▶ [WORK TO DO]
Quote the data below in full, minus the images.

⟨

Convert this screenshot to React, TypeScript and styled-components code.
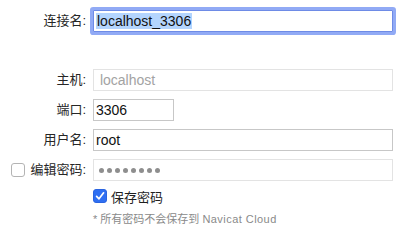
import React from 'react'
import styled, { createGlobalStyle } from 'styled-components'

const GlobalStyle = createGlobalStyle`
  html, body {
    margin: 0;
    padding: 0;
    background: #fff;
  }
  body {
    font-family: 'Liberation Sans', 'Noto Sans CJK SC', sans-serif;
    color: #262626;
  }
`

type FieldKind = 'focused' | 'normal' | 'disabled'

const Form = styled.div`
  display: grid;
  grid-template-columns: 86px 300px;
  column-gap: 7px;
  row-gap: 8px;
  align-items: center;
  padding-top: 10px;
`

const Label = styled.div<{ $spaced?: boolean }>`
  display: flex;
  align-items: center;
  justify-content: flex-end;
  gap: 5px;
  font-size: 13px;
  line-height: 22px;
  color: #262626;
  margin-bottom: ${(p) => (p.$spaced ? '29px' : '0')};
`

const Field = styled.div<{ $kind: FieldKind; $width?: number; $spaced?: boolean }>`
  box-sizing: border-box;
  height: 22px;
  width: ${(p) => (p.$width ? `${p.$width}px` : '100%')};
  display: flex;
  align-items: center;
  padding: 0 2px;
  background: #fff;
  font-size: 14px;
  color: ${(p) => (p.$kind === 'disabled' ? '#a3a3a3' : '#111')};
  border: 1px solid
    ${(p) => (p.$kind === 'focused' ? '#6e8be6' : p.$kind === 'disabled' ? '#e3e3e3' : '#c7c7c7')};
  box-shadow: ${(p) => (p.$kind === 'focused' ? '0 0 0 3px #91aaf5' : 'none')};
  border-radius: ${(p) => (p.$kind === 'focused' ? '1px' : '0')};
  margin-bottom: ${(p) => (p.$spaced ? '29px' : '0')};
`

const Selected = styled.span`
  background: #b4d5fe;
  padding: 0 1px;
  line-height: 16px;
`

const Dots = styled.div`
  display: flex;
  gap: 3px;
  padding-left: 3px;
`

const Dot = styled.span`
  width: 5px;
  height: 5px;
  border-radius: 50%;
  background: #8e8e8e;
`

const Box = styled.span<{ $checked?: boolean }>`
  box-sizing: border-box;
  width: 14px;
  height: 14px;
  border-radius: 3px;
  display: inline-flex;
  align-items: center;
  justify-content: center;
  flex-shrink: 0;
  background: ${(p) => (p.$checked ? '#2f6ff2' : '#fff')};
  border: 1px solid ${(p) => (p.$checked ? '#2a64e0' : '#b4b4b4')};
`

const CheckRow = styled.div`
  grid-column: 2;
  display: flex;
  align-items: center;
  gap: 4px;
  font-size: 13px;
  color: #1f1f1f;
  height: 14px;
`

const Note = styled.div`
  grid-column: 2;
  font-size: 11px;
  color: #8a8a8a;
  margin-top: -1px;
`

const Brand = styled.span`
  letter-spacing: 0.45px;
`

const Check = ({ checked }: { checked?: boolean }) => (
  <Box $checked={checked}>
    {checked && (
      <svg width='10' height='10' viewBox='0 0 10 10'>
        <path d='M1.6 5.3 L4 7.8 L8.6 1.8' fill='none' stroke='#fff' strokeWidth='1.7' strokeLinecap='round' strokeLinejoin='round' />
      </svg>
    )}
  </Box>
)

export default function App() {
  return (
    <>
      <GlobalStyle />
      <Form>
        <Label $spaced>连接名:</Label>
        <Field $kind='focused' $spaced>
          <Selected>localhost_3306</Selected>
        </Field>

        <Label>主机:</Label>
        <Field $kind='disabled'>&nbsp;localhost</Field>

        <Label>端口:</Label>
        <Field $kind='normal' $width={81}>3306</Field>

        <Label>用户名:</Label>
        <Field $kind='normal'>root</Field>

        <Label>
          <Check />
          编辑密码:
        </Label>
        <Field $kind='disabled'>
          <Dots>
            {Array.from({ length: 8 }).map((_, i) => (
              <Dot key={i} />
            ))}
          </Dots>
        </Field>

        <CheckRow>
          <Check checked />
          保存密码
        </CheckRow>
        <Note>
          * 所有密码不会保存到 <Brand>Navicat Cloud</Brand>
        </Note>
      </Form>
    </>
  )
}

⟩

▶ [CORRECT OUTPUT]
Convert this screenshot to React, TypeScript and styled-components code.
import React from 'react'
import styled, { createGlobalStyle } from 'styled-components'

const GlobalStyle = createGlobalStyle`
  html, body {
    margin: 0;
    padding: 0;
    background: #fff;
  }
  body {
    font-family: 'Liberation Sans', 'Noto Sans CJK SC', sans-serif;
    color: #262626;
  }
`

type FieldKind = 'focused' | 'normal' | 'disabled'

const Form = styled.div`
  display: grid;
  grid-template-columns: 86px 300px;
  column-gap: 7px;
  row-gap: 8px;
  align-items: center;
  padding-top: 10px;
`

const Label = styled.div<{ $spaced?: boolean }>`
  display: flex;
  align-items: center;
  justify-content: flex-end;
  gap: 5px;
  font-size: 13px;
  line-height: 22px;
  color: #262626;
  margin-bottom: ${(p) => (p.$spaced ? '29px' : '0')};
`

const Field = styled.div<{ $kind: FieldKind; $width?: number; $spaced?: boolean }>`
  box-sizing: border-box;
  height: 22px;
  width: ${(p) => (p.$width ? `${p.$width}px` : '100%')};
  display: flex;
  align-items: center;
  padding: 0 2px;
  background: #fff;
  font-size: 14px;
  color: ${(p) => (p.$kind === 'disabled' ? '#a3a3a3' : '#111')};
  border: 1px solid
    ${(p) => (p.$kind === 'focused' ? '#6e8be6' : p.$kind === 'disabled' ? '#e3e3e3' : '#c7c7c7')};
  box-shadow: ${(p) => (p.$kind === 'focused' ? '0 0 0 3px #91aaf5' : 'none')};
  border-radius: ${(p) => (p.$kind === 'focused' ? '1px' : '0')};
  margin-bottom: ${(p) => (p.$spaced ? '29px' : '0')};
`

const Selected = styled.span`
  background: #b4d5fe;
  padding: 0 1px;
  line-height: 16px;
`

const Dots = styled.div`
  display: flex;
  gap: 3px;
  padding-left: 3px;
`

const Dot = styled.span`
  width: 5px;
  height: 5px;
  border-radius: 50%;
  background: #8e8e8e;
`

const Box = styled.span<{ $checked?: boolean }>`
  box-sizing: border-box;
  width: 14px;
  height: 14px;
  border-radius: 3px;
  display: inline-flex;
  align-items: center;
  justify-content: center;
  flex-shrink: 0;
  background: ${(p) => (p.$checked ? '#2f6ff2' : '#fff')};
  border: 1px solid ${(p) => (p.$checked ? '#2a64e0' : '#b4b4b4')};
`

const CheckRow = styled.div`
  grid-column: 2;
  display: flex;
  align-items: center;
  gap: 4px;
  font-size: 13px;
  color: #1f1f1f;
  height: 14px;
`

const Note = styled.div`
  grid-column: 2;
  font-size: 11px;
  color: #8a8a8a;
  margin-top: -1px;
`

const Brand = styled.span`
  letter-spacing: 0.45px;
`

const Check = ({ checked }: { checked?: boolean }) => (
  <Box $checked={checked}>
    {checked && (
      <svg width='10' height='10' viewBox='0 0 10 10'>
        <path d='M1.6 5.3 L4 7.8 L8.6 1.8' fill='none' stroke='#fff' strokeWidth='1.7' strokeLinecap='round' strokeLinejoin='round' />
      </svg>
    )}
  </Box>
)

export default function App() {
  return (
    <>
      <GlobalStyle />
      <Form>
        <Label $spaced>连接名:</Label>
        <Field $kind='focused' $spaced>
          <Selected>localhost_3306</Selected>
        </Field>

        <Label>主机:</Label>
        <Field $kind='disabled'>&nbsp;localhost</Field>

        <Label>端口:</Label>
        <Field $kind='normal' $width={81}>3306</Field>

        <Label>用户名:</Label>
        <Field $kind='normal'>root</Field>

        <Label>
          <Check />
          编辑密码:
        </Label>
        <Field $kind='disabled'>
          <Dots>
            {Array.from({ length: 8 }).map((_, i) => (
              <Dot key={i} />
            ))}
          </Dots>
        </Field>

        <CheckRow>
          <Check checked />
          保存密码
        </CheckRow>
        <Note>
          * 所有密码不会保存到 <Brand>Navicat Cloud</Brand>
        </Note>
      </Form>
    </>
  )
}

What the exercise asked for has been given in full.